## Direction
Could you repeat the records below exactly, leaving out any pictures?

— START Input rows —

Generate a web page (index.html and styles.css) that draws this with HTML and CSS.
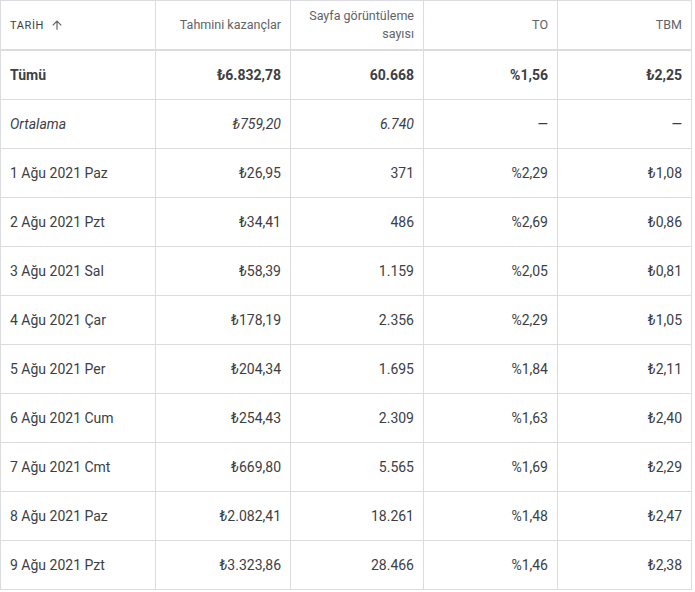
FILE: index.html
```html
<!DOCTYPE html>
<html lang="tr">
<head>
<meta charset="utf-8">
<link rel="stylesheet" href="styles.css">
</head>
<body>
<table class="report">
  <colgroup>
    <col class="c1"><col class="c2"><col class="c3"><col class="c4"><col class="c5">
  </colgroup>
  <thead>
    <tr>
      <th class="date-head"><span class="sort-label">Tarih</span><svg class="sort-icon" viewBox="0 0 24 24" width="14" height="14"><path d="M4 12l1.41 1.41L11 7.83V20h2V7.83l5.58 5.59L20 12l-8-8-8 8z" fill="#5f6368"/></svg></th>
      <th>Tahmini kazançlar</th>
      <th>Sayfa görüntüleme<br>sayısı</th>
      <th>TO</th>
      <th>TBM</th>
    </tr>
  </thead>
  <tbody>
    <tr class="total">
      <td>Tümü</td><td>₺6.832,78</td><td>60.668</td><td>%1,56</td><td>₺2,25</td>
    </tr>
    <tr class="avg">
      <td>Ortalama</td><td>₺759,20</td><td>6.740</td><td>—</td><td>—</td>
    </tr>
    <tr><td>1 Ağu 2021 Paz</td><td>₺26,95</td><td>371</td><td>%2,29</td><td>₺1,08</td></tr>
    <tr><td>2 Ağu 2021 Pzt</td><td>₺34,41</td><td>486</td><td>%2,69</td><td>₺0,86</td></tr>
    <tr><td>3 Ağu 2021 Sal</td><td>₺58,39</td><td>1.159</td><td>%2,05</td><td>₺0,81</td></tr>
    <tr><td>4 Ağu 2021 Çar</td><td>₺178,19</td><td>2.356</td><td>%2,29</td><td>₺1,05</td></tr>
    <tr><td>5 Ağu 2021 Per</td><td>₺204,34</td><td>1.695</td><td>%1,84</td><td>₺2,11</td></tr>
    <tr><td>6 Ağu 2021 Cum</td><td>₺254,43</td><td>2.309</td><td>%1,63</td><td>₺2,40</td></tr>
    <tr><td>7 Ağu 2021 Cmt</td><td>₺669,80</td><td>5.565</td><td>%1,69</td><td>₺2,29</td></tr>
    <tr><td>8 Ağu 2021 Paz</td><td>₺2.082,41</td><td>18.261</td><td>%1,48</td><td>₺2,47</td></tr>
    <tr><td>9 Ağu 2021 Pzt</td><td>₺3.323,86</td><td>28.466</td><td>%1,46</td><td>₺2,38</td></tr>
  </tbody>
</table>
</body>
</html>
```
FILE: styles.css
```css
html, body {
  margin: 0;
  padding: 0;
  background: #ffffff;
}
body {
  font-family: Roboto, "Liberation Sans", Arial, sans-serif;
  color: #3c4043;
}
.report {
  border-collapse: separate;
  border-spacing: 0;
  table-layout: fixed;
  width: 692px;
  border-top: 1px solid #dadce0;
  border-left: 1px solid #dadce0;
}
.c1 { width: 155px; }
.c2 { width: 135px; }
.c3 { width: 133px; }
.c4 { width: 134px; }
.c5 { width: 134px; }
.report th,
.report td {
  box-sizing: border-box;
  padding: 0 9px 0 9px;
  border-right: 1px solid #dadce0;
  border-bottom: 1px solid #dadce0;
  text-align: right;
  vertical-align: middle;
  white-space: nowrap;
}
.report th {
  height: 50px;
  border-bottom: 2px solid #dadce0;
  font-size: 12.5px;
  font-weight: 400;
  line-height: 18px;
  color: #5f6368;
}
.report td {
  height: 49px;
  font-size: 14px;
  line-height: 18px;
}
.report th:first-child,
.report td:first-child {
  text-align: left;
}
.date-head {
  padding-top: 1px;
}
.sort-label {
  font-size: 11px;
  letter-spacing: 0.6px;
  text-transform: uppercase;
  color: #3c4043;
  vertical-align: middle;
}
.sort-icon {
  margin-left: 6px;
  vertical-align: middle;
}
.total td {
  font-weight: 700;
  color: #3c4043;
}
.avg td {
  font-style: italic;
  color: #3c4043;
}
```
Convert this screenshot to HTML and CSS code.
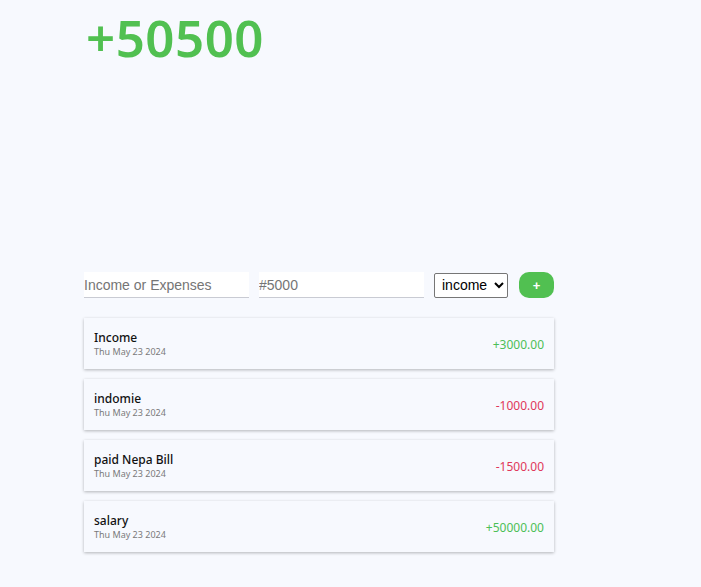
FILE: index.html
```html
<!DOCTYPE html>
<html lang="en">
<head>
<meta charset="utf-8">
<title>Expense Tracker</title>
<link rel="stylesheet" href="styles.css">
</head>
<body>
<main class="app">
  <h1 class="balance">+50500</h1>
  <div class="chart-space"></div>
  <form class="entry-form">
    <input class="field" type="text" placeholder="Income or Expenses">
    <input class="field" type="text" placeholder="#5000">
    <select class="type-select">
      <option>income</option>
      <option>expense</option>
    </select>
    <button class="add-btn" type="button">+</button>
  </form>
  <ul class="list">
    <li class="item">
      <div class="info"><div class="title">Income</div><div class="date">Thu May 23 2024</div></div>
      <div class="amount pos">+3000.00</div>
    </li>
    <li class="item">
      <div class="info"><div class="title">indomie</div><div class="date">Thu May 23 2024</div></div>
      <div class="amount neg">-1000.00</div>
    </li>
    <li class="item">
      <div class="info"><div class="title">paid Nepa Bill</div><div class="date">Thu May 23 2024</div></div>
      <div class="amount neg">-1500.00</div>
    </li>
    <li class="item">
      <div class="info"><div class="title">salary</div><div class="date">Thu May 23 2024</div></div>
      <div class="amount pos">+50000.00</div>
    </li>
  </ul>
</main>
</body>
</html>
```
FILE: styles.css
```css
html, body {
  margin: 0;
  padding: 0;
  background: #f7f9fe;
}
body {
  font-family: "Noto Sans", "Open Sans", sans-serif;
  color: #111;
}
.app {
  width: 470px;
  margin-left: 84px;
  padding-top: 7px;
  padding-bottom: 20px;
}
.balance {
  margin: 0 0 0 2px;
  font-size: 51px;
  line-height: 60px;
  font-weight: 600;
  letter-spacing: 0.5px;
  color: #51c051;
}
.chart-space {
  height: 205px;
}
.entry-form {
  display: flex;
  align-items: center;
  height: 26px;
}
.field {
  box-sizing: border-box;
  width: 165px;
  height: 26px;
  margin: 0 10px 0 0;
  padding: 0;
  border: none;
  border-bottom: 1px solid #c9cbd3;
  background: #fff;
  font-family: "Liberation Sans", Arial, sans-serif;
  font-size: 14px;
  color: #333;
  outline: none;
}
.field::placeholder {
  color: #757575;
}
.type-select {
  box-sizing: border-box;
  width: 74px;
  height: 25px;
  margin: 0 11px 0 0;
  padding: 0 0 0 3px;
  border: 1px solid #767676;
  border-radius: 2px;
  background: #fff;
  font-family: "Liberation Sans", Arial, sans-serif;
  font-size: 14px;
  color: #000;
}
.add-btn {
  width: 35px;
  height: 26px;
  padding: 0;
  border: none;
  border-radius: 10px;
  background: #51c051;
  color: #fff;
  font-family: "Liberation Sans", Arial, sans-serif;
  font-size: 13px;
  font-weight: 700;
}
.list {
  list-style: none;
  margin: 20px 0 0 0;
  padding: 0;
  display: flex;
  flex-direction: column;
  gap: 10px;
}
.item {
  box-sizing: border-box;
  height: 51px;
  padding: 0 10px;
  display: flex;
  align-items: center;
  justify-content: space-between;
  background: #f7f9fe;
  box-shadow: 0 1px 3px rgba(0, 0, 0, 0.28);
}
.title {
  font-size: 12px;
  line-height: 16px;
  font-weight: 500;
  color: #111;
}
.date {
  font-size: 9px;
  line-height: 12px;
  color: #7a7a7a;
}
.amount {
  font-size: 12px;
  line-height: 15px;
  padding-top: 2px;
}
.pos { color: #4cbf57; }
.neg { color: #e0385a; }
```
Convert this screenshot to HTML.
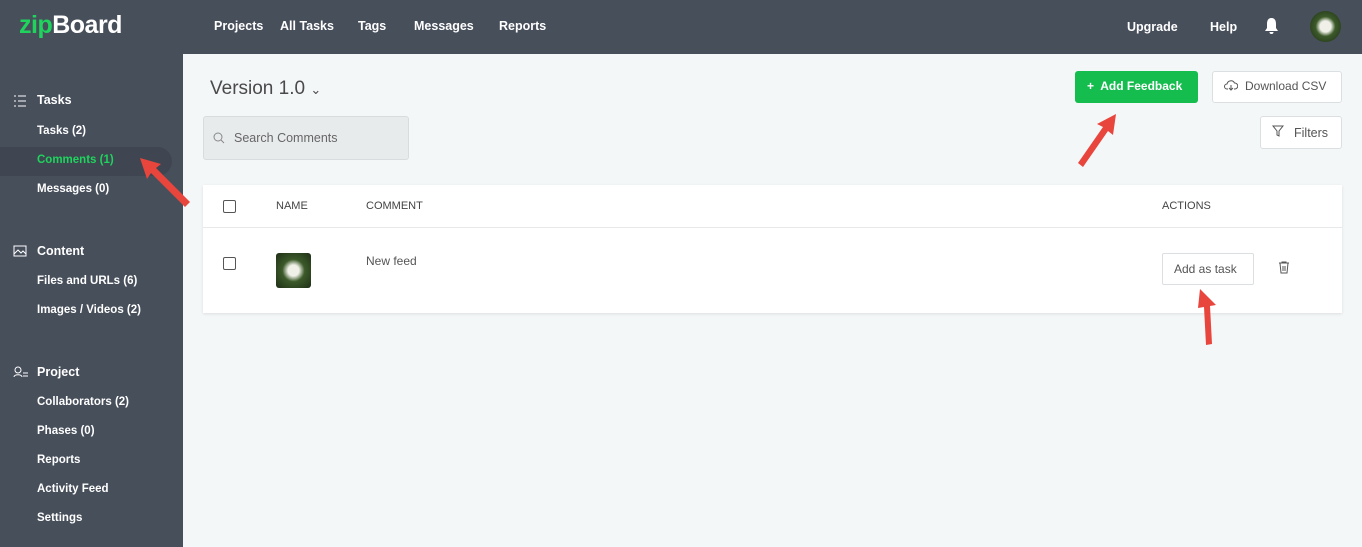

— END Input rows —

## Worked solution
Generate a web page (index.html and styles.css) that draws this with HTML and CSS.
FILE: index.html
```html
<!DOCTYPE html>
<html lang="tr">
<head>
<meta charset="utf-8">
<link rel="stylesheet" href="styles.css">
</head>
<body>
<table class="report">
  <colgroup>
    <col class="c1"><col class="c2"><col class="c3"><col class="c4"><col class="c5">
  </colgroup>
  <thead>
    <tr>
      <th class="date-head"><span class="sort-label">Tarih</span><svg class="sort-icon" viewBox="0 0 24 24" width="14" height="14"><path d="M4 12l1.41 1.41L11 7.83V20h2V7.83l5.58 5.59L20 12l-8-8-8 8z" fill="#5f6368"/></svg></th>
      <th>Tahmini kazançlar</th>
      <th>Sayfa görüntüleme<br>sayısı</th>
      <th>TO</th>
      <th>TBM</th>
    </tr>
  </thead>
  <tbody>
    <tr class="total">
      <td>Tümü</td><td>₺6.832,78</td><td>60.668</td><td>%1,56</td><td>₺2,25</td>
    </tr>
    <tr class="avg">
      <td>Ortalama</td><td>₺759,20</td><td>6.740</td><td>—</td><td>—</td>
    </tr>
    <tr><td>1 Ağu 2021 Paz</td><td>₺26,95</td><td>371</td><td>%2,29</td><td>₺1,08</td></tr>
    <tr><td>2 Ağu 2021 Pzt</td><td>₺34,41</td><td>486</td><td>%2,69</td><td>₺0,86</td></tr>
    <tr><td>3 Ağu 2021 Sal</td><td>₺58,39</td><td>1.159</td><td>%2,05</td><td>₺0,81</td></tr>
    <tr><td>4 Ağu 2021 Çar</td><td>₺178,19</td><td>2.356</td><td>%2,29</td><td>₺1,05</td></tr>
    <tr><td>5 Ağu 2021 Per</td><td>₺204,34</td><td>1.695</td><td>%1,84</td><td>₺2,11</td></tr>
    <tr><td>6 Ağu 2021 Cum</td><td>₺254,43</td><td>2.309</td><td>%1,63</td><td>₺2,40</td></tr>
    <tr><td>7 Ağu 2021 Cmt</td><td>₺669,80</td><td>5.565</td><td>%1,69</td><td>₺2,29</td></tr>
    <tr><td>8 Ağu 2021 Paz</td><td>₺2.082,41</td><td>18.261</td><td>%1,48</td><td>₺2,47</td></tr>
    <tr><td>9 Ağu 2021 Pzt</td><td>₺3.323,86</td><td>28.466</td><td>%1,46</td><td>₺2,38</td></tr>
  </tbody>
</table>
</body>
</html>
```
FILE: styles.css
```css
html, body {
  margin: 0;
  padding: 0;
  background: #ffffff;
}
body {
  font-family: Roboto, "Liberation Sans", Arial, sans-serif;
  color: #3c4043;
}
.report {
  border-collapse: separate;
  border-spacing: 0;
  table-layout: fixed;
  width: 692px;
  border-top: 1px solid #dadce0;
  border-left: 1px solid #dadce0;
}
.c1 { width: 155px; }
.c2 { width: 135px; }
.c3 { width: 133px; }
.c4 { width: 134px; }
.c5 { width: 134px; }
.report th,
.report td {
  box-sizing: border-box;
  padding: 0 9px 0 9px;
  border-right: 1px solid #dadce0;
  border-bottom: 1px solid #dadce0;
  text-align: right;
  vertical-align: middle;
  white-space: nowrap;
}
.report th {
  height: 50px;
  border-bottom: 2px solid #dadce0;
  font-size: 12.5px;
  font-weight: 400;
  line-height: 18px;
  color: #5f6368;
}
.report td {
  height: 49px;
  font-size: 14px;
  line-height: 18px;
}
.report th:first-child,
.report td:first-child {
  text-align: left;
}
.date-head {
  padding-top: 1px;
}
.sort-label {
  font-size: 11px;
  letter-spacing: 0.6px;
  text-transform: uppercase;
  color: #3c4043;
  vertical-align: middle;
}
.sort-icon {
  margin-left: 6px;
  vertical-align: middle;
}
.total td {
  font-weight: 700;
  color: #3c4043;
}
.avg td {
  font-style: italic;
  color: #3c4043;
}
```
Convert this screenshot to HTML and CSS code.
FILE: index.html
```html
<!DOCTYPE html>
<html lang="en">
<head>
<meta charset="utf-8">
<title>Expense Tracker</title>
<link rel="stylesheet" href="styles.css">
</head>
<body>
<main class="app">
  <h1 class="balance">+50500</h1>
  <div class="chart-space"></div>
  <form class="entry-form">
    <input class="field" type="text" placeholder="Income or Expenses">
    <input class="field" type="text" placeholder="#5000">
    <select class="type-select">
      <option>income</option>
      <option>expense</option>
    </select>
    <button class="add-btn" type="button">+</button>
  </form>
  <ul class="list">
    <li class="item">
      <div class="info"><div class="title">Income</div><div class="date">Thu May 23 2024</div></div>
      <div class="amount pos">+3000.00</div>
    </li>
    <li class="item">
      <div class="info"><div class="title">indomie</div><div class="date">Thu May 23 2024</div></div>
      <div class="amount neg">-1000.00</div>
    </li>
    <li class="item">
      <div class="info"><div class="title">paid Nepa Bill</div><div class="date">Thu May 23 2024</div></div>
      <div class="amount neg">-1500.00</div>
    </li>
    <li class="item">
      <div class="info"><div class="title">salary</div><div class="date">Thu May 23 2024</div></div>
      <div class="amount pos">+50000.00</div>
    </li>
  </ul>
</main>
</body>
</html>
```
FILE: styles.css
```css
html, body {
  margin: 0;
  padding: 0;
  background: #f7f9fe;
}
body {
  font-family: "Noto Sans", "Open Sans", sans-serif;
  color: #111;
}
.app {
  width: 470px;
  margin-left: 84px;
  padding-top: 7px;
  padding-bottom: 20px;
}
.balance {
  margin: 0 0 0 2px;
  font-size: 51px;
  line-height: 60px;
  font-weight: 600;
  letter-spacing: 0.5px;
  color: #51c051;
}
.chart-space {
  height: 205px;
}
.entry-form {
  display: flex;
  align-items: center;
  height: 26px;
}
.field {
  box-sizing: border-box;
  width: 165px;
  height: 26px;
  margin: 0 10px 0 0;
  padding: 0;
  border: none;
  border-bottom: 1px solid #c9cbd3;
  background: #fff;
  font-family: "Liberation Sans", Arial, sans-serif;
  font-size: 14px;
  color: #333;
  outline: none;
}
.field::placeholder {
  color: #757575;
}
.type-select {
  box-sizing: border-box;
  width: 74px;
  height: 25px;
  margin: 0 11px 0 0;
  padding: 0 0 0 3px;
  border: 1px solid #767676;
  border-radius: 2px;
  background: #fff;
  font-family: "Liberation Sans", Arial, sans-serif;
  font-size: 14px;
  color: #000;
}
.add-btn {
  width: 35px;
  height: 26px;
  padding: 0;
  border: none;
  border-radius: 10px;
  background: #51c051;
  color: #fff;
  font-family: "Liberation Sans", Arial, sans-serif;
  font-size: 13px;
  font-weight: 700;
}
.list {
  list-style: none;
  margin: 20px 0 0 0;
  padding: 0;
  display: flex;
  flex-direction: column;
  gap: 10px;
}
.item {
  box-sizing: border-box;
  height: 51px;
  padding: 0 10px;
  display: flex;
  align-items: center;
  justify-content: space-between;
  background: #f7f9fe;
  box-shadow: 0 1px 3px rgba(0, 0, 0, 0.28);
}
.title {
  font-size: 12px;
  line-height: 16px;
  font-weight: 500;
  color: #111;
}
.date {
  font-size: 9px;
  line-height: 12px;
  color: #7a7a7a;
}
.amount {
  font-size: 12px;
  line-height: 15px;
  padding-top: 2px;
}
.pos { color: #4cbf57; }
.neg { color: #e0385a; }
```
Convert this screenshot to HTML.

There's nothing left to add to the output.